Em estudos com seis crianças de 14 meses, que podiam vagar por uma sala de brinquedos no laboratório de Adolph – repleta de bolas coloridas, bichos de pelúcia e carros de brinquedo –, os pesquisadores descobriram que, em aproximadamente um quarto dos encontros com obstáculos, os bebês conseguiam ultrapassá-los sem centrar o olhar sobre eles. “Os adultos só fixam em obstáculos por cerca de um terço do tempo, e crianças entre 4 e 8 anos focam em obstáculos durante 60% do tempo. Porém, é impressionante que os bebês consigam navegar sem olhar”, disse Franchak.

Os pesquisadores também descobriram que, durante os estudos, os bebês olhavam para suas mães em apenas 16% do tempo. Isso é incrivelmente baixo, segundo Adolph, dada a importância que um grande estudo anterior aferiu ao fato de as crianças olharem os rostos de adultos enquanto dão nomes a objetos e aprendem a linguagem.

“Essas descobertas sugerem que as crianças podem não precisar olhar por tanto tempo para obter a informação necessária, seja para pessoas ou objetos”, disse Jeffrey Lockman, psicólogo do desenvolvimento da Universidade Tulane, que não participou dos estudos. “Isso traz novas percepções sobre quanta informação eles precisam, ou a rapidez com que as crianças podem processar essas informações”.

Esses experimentos preliminares apenas arranham a superfície do que os cientistas podem descobrir a respeito das crianças com os rastreadores oculares.
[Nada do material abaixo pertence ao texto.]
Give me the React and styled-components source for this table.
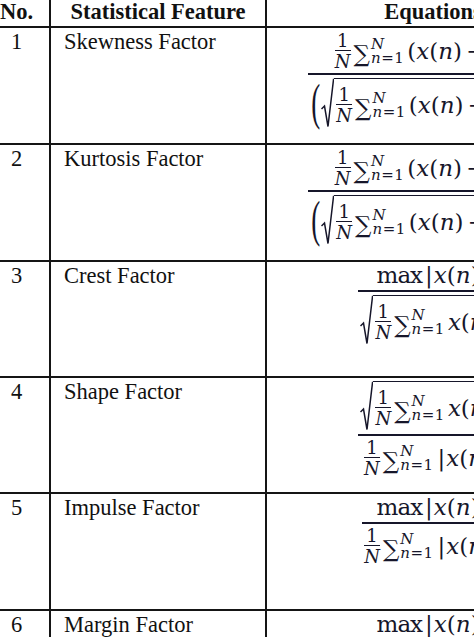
import React from 'react'
import styled, { createGlobalStyle } from 'styled-components'

const GlobalStyle = createGlobalStyle`
  html, body {
    margin: 0;
    padding: 0;
    background: #fff;
  }
  body {
    width: 474px;
    height: 637px;
    overflow: hidden;
  }
`

const Page = styled.div`
  width: 474px;
  height: 637px;
  overflow: hidden;
  background: #fff;
  color: #111;
`

const Table = styled.div`
  margin-left: -16px;
  width: 640px;
`

const Row = styled.div`
  display: grid;
  grid-template-columns: 67px 216px 332px;
  height: ${p => p.$h}px;
  box-sizing: border-box;
  border-bottom: 2px solid #151515;
`

const Cell = styled.div`
  box-sizing: border-box;
  border-right: ${p => (p.$last ? 'none' : '2px solid #151515')};
  padding: ${p => (p.$head ? 0 : 2)}px 0 0 ${p => p.$indent || 0}px;
  text-align: ${p => p.$align || 'left'};
  font-family: "Liberation Serif", "Times New Roman", serif;
  font-size: 22.5px;
  font-weight: ${p => (p.$head ? 700 : 400)};
  line-height: 24px;
  white-space: nowrap;
`

const EqCell = styled.div`
  display: flex;
  justify-content: center;
  align-items: flex-start;
  padding-top: ${p => p.$top}px;
  padding-right: ${p => p.$shift || 0}px;
`

/* ---- math bits ---- */

const MathLine = styled.span`
  display: inline-flex;
  align-items: center;
  font-family: "DejaVu Serif", serif;
  font-size: 23px;
  line-height: 1;
  color: #16162a;
  white-space: nowrap;
`

const I = styled.i`
  font-style: italic;
`

const Op = styled.span`
  margin: 0 4px;
`

const Bar = styled.i`
  font-style: italic;
  text-decoration: overline;
`

const Sup = styled.span`
  font-size: 14px;
  align-self: flex-start;
  margin-top: ${p => p.$up || 0}px;
  margin-left: 1px;
`

const Max = styled.span`
  letter-spacing: -1px;
  margin-right: 2px;
`

const Abs = styled.span`
  margin: 0 1px;
`

const FracBox = styled.span`
  display: inline-flex;
  flex-direction: column;
  align-items: center;
`

const FracPart = styled.span`
  display: flex;
  align-items: center;
  justify-content: center;
  padding: ${p => p.$pad || '0 2px'};
`

const FracRule = styled.span`
  align-self: stretch;
  height: 0;
  border-top: 2px solid currentColor;
`

const SmallBox = styled.span`
  display: inline-flex;
  flex-direction: column;
  align-items: center;
  font-size: 18px;
  line-height: 17px;
  margin-right: 3px;
`

const SmallRule = styled.span`
  align-self: stretch;
  border-top: 1.2px solid currentColor;
  margin: 1px 0 2px;
`

const Sigma = styled.span`
  font-size: 23px;
  margin-top: 6px;
`

const Scripts = styled.span`
  display: inline-flex;
  flex-direction: column;
  font-size: 15px;
  line-height: 14px;
  letter-spacing: 0.5px;
  margin: 0 3px 0 1px;
`

const SqrtBox = styled.span`
  display: inline-flex;
  align-items: stretch;
`

const RadicalSvg = styled.svg`
  width: 13px;
  flex: 0 0 13px;
  align-self: stretch;
  height: auto;
`

const Radicand = styled.span`
  display: inline-flex;
  align-items: center;
  border-top: 1.6px solid currentColor;
  padding: 3px 2px 0 2px;
`

const BigParen = styled.span`
  display: inline-block;
  font-family: "Liberation Serif", serif;
  font-size: 27px;
  line-height: 27px;
  transform: scaleY(1.85);
  margin: 0 1px;
`

const OneOverN = () => (
  <SmallBox>
    <span>1</span>
    <SmallRule />
    <I>N</I>
  </SmallBox>
)

const Sum = () => (
  <>
    <Sigma>∑</Sigma>
    <Scripts>
      <I>N</I>
      <span>
        <I>n</I>=1
      </span>
    </Scripts>
  </>
)

const Sqrt = ({ children }) => (
  <SqrtBox>
    <RadicalSvg viewBox="0 0 13 50" preserveAspectRatio="none">
      <path
        d="M0.5 31 L3.5 28 L7 48.5 L12.6 0.8"
        fill="none"
        stroke="currentColor"
        strokeWidth="1.5"
        vectorEffect="non-scaling-stroke"
      />
    </RadicalSvg>
    <Radicand>{children}</Radicand>
  </SqrtBox>
)

const Frac = ({ num, den, gap = 3 }) => (
  <FracBox>
    <FracPart $pad={`0 2px ${gap}px`}>{num}</FracPart>
    <FracRule />
    <FracPart $pad={`${gap}px 2px 0`}>{den}</FracPart>
  </FracBox>
)

const XofN = () => (
  <>
    <I>x</I>(<I>n</I>)
  </>
)

const CentralMoment = ({ p }) => (
  <>
    <OneOverN />
    <Sum />
    (<XofN />
    <Op>−</Op>
    <Bar>x</Bar>)
    {p && <Sup $up={2}>{p}</Sup>}
  </>
)

const MaxAbs = () => (
  <>
    <Max>max</Max>
    <Abs>|</Abs>
    <XofN />
    <Abs>|</Abs>
  </>
)

const Rms = () => (
  <Sqrt>
    <OneOverN />
    <Sum />
    <XofN />
    <Sup $up={4}>2</Sup>
  </Sqrt>
)

const MeanAbs = () => (
  <>
    <OneOverN />
    <Sum />
    <Abs>|</Abs>
    <XofN />
    <Abs>|</Abs>
  </>
)

const moment = p => (
  <MathLine>
    <Frac
      num={<CentralMoment p={p} />}
      den={
        <>
          <BigParen>(</BigParen>
          <Sqrt>
            <CentralMoment p="2" />
          </Sqrt>
          <BigParen>)</BigParen>
          <Sup>{p}</Sup>
        </>
      }
    />
  </MathLine>
)

const rows = [
  { no: '1', name: 'Skewness Factor', top: 4, shift: 10, eq: moment('3') },
  { no: '2', name: 'Kurtosis Factor', top: 4, shift: 10, eq: moment('4') },
  {
    no: '3',
    name: 'Crest Factor',
    top: 2,
    eq: (
      <MathLine>
        <Frac num={<MaxAbs />} den={<Rms />} />
      </MathLine>
    ),
  },
  {
    no: '4',
    name: 'Shape Factor',
    top: 3,
    eq: (
      <MathLine>
        <Frac num={<Rms />} den={<MeanAbs />} />
      </MathLine>
    ),
  },
  {
    no: '5',
    name: 'Impulse Factor',
    top: 2,
    eq: (
      <MathLine>
        <Frac num={<MaxAbs />} den={<MeanAbs />} />
      </MathLine>
    ),
  },
  {
    no: '6',
    name: 'Margin Factor',
    top: 2,
    eq: (
      <MathLine>
        <Frac
          num={<MaxAbs />}
          den={
            <>
              <BigParen>(</BigParen>
              <OneOverN />
              <Sum />
              <Sqrt>
                <Abs>|</Abs>
                <XofN />
                <Abs>|</Abs>
              </Sqrt>
              <BigParen>)</BigParen>
              <Sup>2</Sup>
            </>
          }
        />
      </MathLine>
    ),
  },
]

const heights = [117, 117, 116, 116, 117, 117]

export default function App() {
  return (
    <Page>
      <GlobalStyle />
      <Table>
        <Row $h={28}>
          <Cell $head $align="center">No.</Cell>
          <Cell $head $align="center">Statistical Feature</Cell>
          <Cell $head $last $align="center">Equations</Cell>
        </Row>
        {rows.map((r, i) => (
          <Row key={r.no} $h={heights[i]}>
            <Cell $align="center">{r.no}</Cell>
            <Cell $indent={13}>{r.name}</Cell>
            <EqCell $top={r.top} $shift={r.shift}>{r.eq}</EqCell>
          </Row>
        ))}
      </Table>
    </Page>
  )
}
Por exemplo, segundo Hayhoe, aprender com que idade os bebês começam a olhar para o chão quando alguém derruba uma bola pode ajudar a entender quando as crianças se tornam capazes de prever as prováveis consequências das ações, um passo importante no desenvolvimento cognitivo.

Estudos sobre quais dicas visuais atraem a atenção de crianças com autismo, ou sobre como crianças com deficiências motoras interagem com o mundo poderiam ser úteis para acompanhar seu progresso ou desenvolver intervenções terapêuticas, disse Lockman.

“Esta é uma forma totalmente nova de fazer perguntas limitadas somente por sua imaginação”, concluiu Adolph.